И это случилось – эта ответственность стала слишком неподъемным грузом для подавленной Огненной девушки. Сноу никогда не говорил (или Питу внушили, что не говорил), как сильно его восхищает Китнисс Эвердин. Своей искренностью, своей способностью просто по наитию зажигать огонь вокруг себя в сердцах других людей. Его восторг выражался во взглядах, в тоне голоса, даже в уголке полных дергающихся губ. При этом он не переоценивал саму Китнисс, зная, что ее легко запугать. Но он переоценивал ее силы: зажженное ею пламя она сама уже не могла контролировать. Из-за этого восстания не закончились, не смотря на то, что ее игра в страстную влюбленную девушку продолжилась и после Игр. Поэтому она попала на Квартальную Бойню, зная, что шансов у нее почти нет. Сноу знал, что она хочет пожертвовать собой ради безликого, будто лишенного собственного лица, парня. Поэтому она должна была убивать тех, кого взяла в сотрудники. Поэтому она должна была бесславно умереть, обагрив свои руки алой теплой кровью.

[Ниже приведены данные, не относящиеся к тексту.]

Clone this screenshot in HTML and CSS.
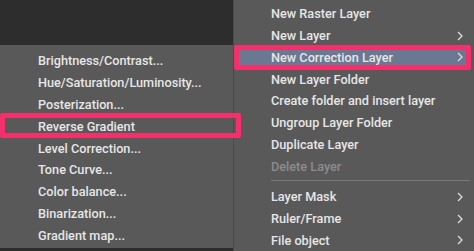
FILE: index.html
```html
<!DOCTYPE html>
<html>
   <head>
      <meta charset="UTF-8">
      <title>Layer menu</title>
      <link rel="stylesheet" href="styles.css">
   </head>
   <body>
      <div class="stage">
         <ul class="menu sub-menu">
            <li>Brightness/Contrast...</li>
            <li>Hue/Saturation/Luminosity...</li>
            <li>Posterization...</li>
            <li>Reverse Gradient</li>
            <li>Level Correction...</li>
            <li>Tone Curve...</li>
            <li>Color balance...</li>
            <li>Binarization...</li>
            <li>Gradient map...</li>
         </ul>

         <ul class="menu main-menu">
            <li>New Raster Layer</li>
            <li class="has-sub">New Layer <svg class="chev" viewBox="0 0 6 10"><path d="M1 1 L5 5 L1 9"/></svg></li>
            <li class="has-sub active">New Correction Layer <svg class="chev" viewBox="0 0 6 10"><path d="M1 1 L5 5 L1 9"/></svg></li>
            <li>New Layer Folder</li>
            <li>Create folder and insert layer</li>
            <li>Ungroup Layer Folder</li>
            <li>Duplicate Layer</li>
            <li class="disabled">Delete Layer</li>
            <li class="sep"></li>
            <li class="has-sub">Layer Mask <svg class="chev" viewBox="0 0 6 10"><path d="M1 1 L5 5 L1 9"/></svg></li>
            <li class="has-sub">Ruler/Frame <svg class="chev" viewBox="0 0 6 10"><path d="M1 1 L5 5 L1 9"/></svg></li>
            <li class="has-sub">File object <svg class="chev" viewBox="0 0 6 10"><path d="M1 1 L5 5 L1 9"/></svg></li>
         </ul>

         <!-- annotation boxes -->
         <div class="mark mark-left"></div>
         <div class="mark mark-right"></div>
      </div>
   </body>
</html>
```

FILE: styles.css
```css
*
{
   box-sizing: border-box;
}

html, body
{
   margin: 0;
   padding: 0;
   background: #2d2d2d;
}

body
{
   width: 474px;
   height: 251px;
   overflow: hidden;
   font-family: Roboto, "Noto Sans", sans-serif;
   font-size: 12.7px;
   font-weight: 500;
   color: #e6e6e6;
}

.stage
{
   position: relative;
   display: flex;
   align-items: flex-start;
   height: 251px;
}

.menu
{
   list-style: none;
   margin: 0;
   background: #595959;
}

.menu li
{
   display: flex;
   align-items: center;
   height: 21.8px;
   white-space: nowrap;
}

.sub-menu
{
   width: 233px;
   margin-top: 45px;
   padding: 5px 0 2px 38px;
}

.main-menu
{
   flex: 1;
   height: 251px;
   padding: 3px 4px 0 2px;
   border-left: 1px solid #4a4a4a;
}

.main-menu li
{
   padding-left: 35px;
   padding-right: 7px;
   height: 21.75px;
}

.main-menu li.has-sub
{
   justify-content: space-between;
}

.main-menu li.active
{
   background: #6b7892;
}

.main-menu li.disabled
{
   color: #8c8c8c;
}

.main-menu li.sep
{
   height: 1px;
   margin: 3px 0 5px 35px;
   padding: 0;
   background: #787878;
}

.chev
{
   width: 6px;
   height: 10px;
   fill: none;
   stroke: #dcdcdc;
   stroke-width: 1.3;
}

.mark
{
   position: absolute;
   border: 5px solid #f2316c;
   border-radius: 2px;
}

.mark-left
{
   left: 0;
   top: 113px;
   width: 241px;
   height: 25px;
}

.mark-right
{
   left: 234px;
   top: 45px;
   width: 237px;
   height: 25px;
}
```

«Если бы она сама убила тебя, - говорил Президент, - о, это был бы настоящий финал 75 Голодных Игр. Я бы даже сохранил ее жалкую жизнь, чтобы она вернулась домой невредимой, грязной, заляпанной тем, что невозможно отмыть. Не думаю, что она долго бы прожила после Игр, но я бы упивался каждой секундой ее страданий. Но ее опять вытащили. Она никогда не умела выбираться из передряг сама. Впрочем, время может показать, что из одних Игр она попала в другие. И время покажет, обрадует ли ее такая перемена.»
Пит вспоминал Президента. Именно его – никого другого, и именно вспоминал, а не воскрешал в своей памяти то, что было в нее внедрено. Он вспоминал пытки, ежесекундно, и каждая из пыток причиняла ту, давнюю, ни на что не похожую, боль. Он видел, как на его глазах пытали людей, которых он даже не знал, но боль которых была ему хуже собственной боли. Он вспоминал Джоанну Мейсон, вспоминал ее крики так, будто они были его собственными криками. Впрочем, сам он тоже помнил, что кричал.
Только имя.
Женское имя.
Оно въелось ему в кожу, стало составляющей его крови, и ни пытки, ни долгие разговоры, ничто не могло просто взять и вытравить его из памяти. И Президент, восхищаясь подобной стойкостью, просто понял, что начал уничтожение Китнисс Эвердин не с той стороны.
«Они думают, что делают из нее героиню, победительницу. Но они не станут делать ее убийцей, они захотят оставить ее невинной на сцене, запятнанной ужасами войны. Она должна внушать священный трепет, веру в правильность совершаемых ими преступлений. Глупцы. Она слишком хрупкая, эта Китнисс Эвердин. Я подарю ей то, чего она не заслуживает. Я сделаю ей бесценный подарок. Ты никогда не чувствовал в ее поцелуях чувства вины? Она стыдилась того, что обманывает тебя. Она хотела бы, что ваша игра была игрой и для тебя тоже. Так было бы легче. Мне кажется, она обрадуется, когда ты избавишься от этой разрушающей страсти. Ненадолго, правда, но обрадуется. И потеряет, пожалуй, то единственное, что все это время поддерживало ее саму. Глупая Китнисс Эвердин. Бесполезная Китнисс Эвердин. Неужели ты не будешь рад просто перестать чувствовать это именно к ней? Есть так много девушек, которые ответили бы тебе взаимностью, но ты выбрал самую неподходящую. Мне даже немного жаль, что подобное чувство нельзя просто устранить. Его можно изменить, - легкая усмешка трогает полные губы, - не просто так говорят, что и от любви до ненависти, и от ненависти до любви одинаковое расстояние. Мне даже немного жаль, но ты никогда не скажешь мне «спасибо», мой бедный мальчик.»